Pipeline Architecture
DeepStream pipelines are built using GStreamer elements. Understanding the pipeline structure is essential for building custom applications.
Basic Pipeline Structure
Source → Decode → Preprocess → Inference → Postprocess → Output
Multi-Stream Pipeline
Source 1 ──┐
Source 2 ──┤→ Mux → Inference → Tracking → Tiler → OSD → Sink
Source N ──┘
Core GStreamer Plugins
Input Plugins
filesrc: Read from file
source = Gst.ElementFactory.make("filesrc", "file-source")
source.set_property('location', '/path/to/video.mp4')
uridecodebin: Universal decoder for various sources
source = Gst.ElementFactory.make("uridecodebin", "uri-decode-bin")
source.set_property('uri', 'file:///path/to/video.mp4')
# or
source.set_property('uri', 'rtsp://192.168.1.100:554/stream')
v4l2src: USB/V4L2 camera
source = Gst.ElementFactory.make("v4l2src", "usb-cam-source")
source.set_property('device', '/dev/video0')
DeepStream Plugins
nvstreammux: Stream multiplexer (batching)
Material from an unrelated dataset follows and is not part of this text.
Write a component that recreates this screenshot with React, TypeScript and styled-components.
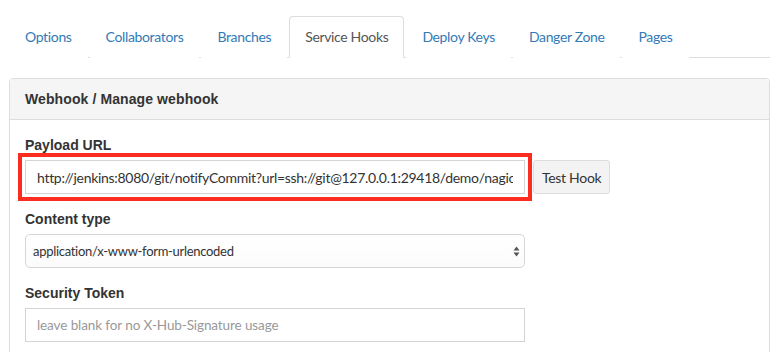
import styled, { createGlobalStyle } from "styled-components";

const tabs = [
  "Options",
  "Collaborators",
  "Branches",
  "Service Hooks",
  "Deploy Keys",
  "Danger Zone",
  "Pages",
];

const GlobalStyle = createGlobalStyle`
  html, body {
    margin: 0;
    padding: 0;
    background: #fff;
  }
  body {
    font-family: Lato, "Noto Sans", sans-serif;
    color: #333;
  }
`;

const App = () => {
  return (
    <Root>
      <GlobalStyle />
      <TabBar>
        {tabs.map((tab) => (
          <Tab key={tab} $active={tab === "Service Hooks"}>
            {tab}
          </Tab>
        ))}
      </TabBar>
      <Panel>
        <PanelHeading>Webhook / Manage webhook</PanelHeading>
        <PanelBody>
          <FormGroup>
            <Label>Payload URL</Label>
            <InputRow>
              <HighlightedInput
                readOnly
                value="http://jenkins:8080/git/notifyCommit?url=ssh://git@127.0.0.1:29418/demo/nagios.git"
              />
              <TestButton>Test Hook</TestButton>
            </InputRow>
          </FormGroup>
          <FormGroup>
            <Label>Content type</Label>
            <FakeSelect>
              <span>application/x-www-form-urlencoded</span>
              <svg width="7" height="11" viewBox="0 0 7 11">
                <path d="M3.5 0.5 L6.5 4.5 L0.5 4.5 Z" fill="#555" />
                <path d="M3.5 10.5 L6.5 6.5 L0.5 6.5 Z" fill="#555" />
              </svg>
            </FakeSelect>
          </FormGroup>
          <FormGroup>
            <Label>Security Token</Label>
            <TextInput placeholder="leave blank for no X-Hub-Signature usage" />
          </FormGroup>
        </PanelBody>
      </Panel>
    </Root>
  );
};

const Root = styled.div`
  width: 761px;
  padding: 16px 0 0 9px;
`;

const TabBar = styled.ul`
  display: flex;
  list-style: none;
  margin: 0;
  padding: 0;
  border-bottom: 1px solid #ddd;
`;

const Tab = styled.li<{ $active?: boolean }>`
  margin: 0 2px -1px 0;
  padding: 10px 15px;
  line-height: 20px;
  font-size: 14px;
  letter-spacing: -0.35px;
  color: ${(p) => (p.$active ? "#555" : "#337ab7")};
  background: #fff;
  border: 1px solid ${(p) => (p.$active ? "#ddd" : "transparent")};
  border-bottom-color: ${(p) => (p.$active ? "#fff" : "transparent")};
  border-radius: 4px 4px 0 0;
  cursor: pointer;
`;

const Panel = styled.div`
  margin-top: 20px;
  border: 1px solid #ddd;
  border-radius: 4px;
  background: #fff;
`;

const PanelHeading = styled.div`
  padding: 10px 15px;
  line-height: 20px;
  background: #f5f5f5;
  border-bottom: 1px solid #ddd;
  border-radius: 3px 3px 0 0;
  font-family: "Liberation Sans", Arial, sans-serif;
  font-weight: bold;
  font-size: 14px;
  letter-spacing: 0.1px;
  color: #333;
`;

const PanelBody = styled.div`
  padding: 15px;
`;

const FormGroup = styled.div`
  margin-bottom: 15px;
`;

const Label = styled.label`
  display: block;
  margin-bottom: 5px;
  line-height: 20px;
  font-family: "Liberation Sans", Arial, sans-serif;
  font-weight: bold;
  font-size: 14px;
  color: #333;
`;

const InputRow = styled.div`
  display: flex;
  align-items: flex-start;
`;

const TextInput = styled.input`
  box-sizing: border-box;
  display: block;
  width: 500px;
  height: 34px;
  padding: 6px 11px;
  border: 1px solid #d4d4d4;
  border-radius: 0;
  font-family: Lato, "Noto Sans", sans-serif;
  font-size: 13.5px;
  letter-spacing: -0.1px;
  color: #333;
  background: #fff;
  outline: none;
  &::placeholder {
    color: #999;
  }
`;

const HighlightedInput = styled(TextInput)`
  font-size: 14px;
  letter-spacing: -0.3px;
  outline: 4px solid #fb2c20;
  outline-offset: 3px;
`;

const TestButton = styled.button`
  box-sizing: border-box;
  height: 34px;
  margin-left: 8px;
  padding: 6px 8px;
  border: 1px solid #ddd;
  border-radius: 3px;
  background: #f3f3f3;
  font-family: Lato, "Noto Sans", sans-serif;
  font-size: 14px;
  letter-spacing: -0.3px;
  color: #333;
`;

const FakeSelect = styled.div`
  box-sizing: border-box;
  display: flex;
  align-items: center;
  justify-content: space-between;
  width: 500px;
  height: 34px;
  padding: 0 4px 0 7px;
  border: 1px solid #d6d6d6;
  border-radius: 5px;
  background: linear-gradient(#fff, #fbfbfb);
  font-size: 13px;
  letter-spacing: -0.3px;
  color: #333;
`;

export default App;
streammux = Gst.ElementFactory.make("nvstreammux", "stream-muxer")
streammux.set_property('width', 1920)
streammux.set_property('height', 1080)
streammux.set_property('batch-size', 4)
streammux.set_property('batched-push-timeout', 4000000)
streammux.set_property('live-source', 1) # For RTSP/live sources
nvinfer: Primary or secondary inference
pgie = Gst.ElementFactory.make("nvinfer", "primary-nvinference-engine")
pgie.set_property('config-file-path', 'config_infer_primary.txt')
# For secondary inference
sgie = Gst.ElementFactory.make("nvinfer", "secondary-nvinference-engine")
sgie.set_property('config-file-path', 'config_infer_secondary.txt')
nvtracker: Object tracking
tracker = Gst.ElementFactory.make("nvtracker", "tracker")
tracker.set_property('ll-lib-file', '/opt/nvidia/deepstream/deepstream/lib/libnvds_nvmultiobjecttracker.so')
tracker.set_property('ll-config-file', 'config_tracker.txt')
nvmultistreamtiler: Multi-stream tiler
tiler = Gst.ElementFactory.make("nvmultistreamtiler", "nvtiler")
tiler.set_property('rows', 2)
tiler.set_property('columns', 2)
tiler.set_property('width', 1920)
tiler.set_property('height', 1080)
nvvideoconvert: Color space conversion
nvvidconv = Gst.ElementFactory.make("nvvideoconvert", "convertor")
nvdsosd: On-screen display
nvosd = Gst.ElementFactory.make("nvdsosd", "onscreendisplay")
nvosd.set_property('process-mode', 1) # 0=CPU, 1=GPU, 2=VIC
nvosd.set_property('display-text', 1)
nvosd.set_property('display-bbox', 1)
nvosd.set_property('display-mask', 1)
Output Plugins
nveglglessink: Display on screen
sink = Gst.ElementFactory.make("nveglglessink", "video-renderer")
sink.set_property('sync', 0)
filesink: Save to file
sink = Gst.ElementFactory.make("filesink", "file-sink")
sink.set_property('location', 'output.mp4')
sink.set_property('sync', 0)
nvmsgbroker: Send metadata to message broker
msgbroker = Gst.ElementFactory.make("nvmsgbroker", "msgbroker")
msgbroker.set_property('proto-lib', '/opt/nvidia/deepstream/deepstream/lib/libnvds_kafka_proto.so')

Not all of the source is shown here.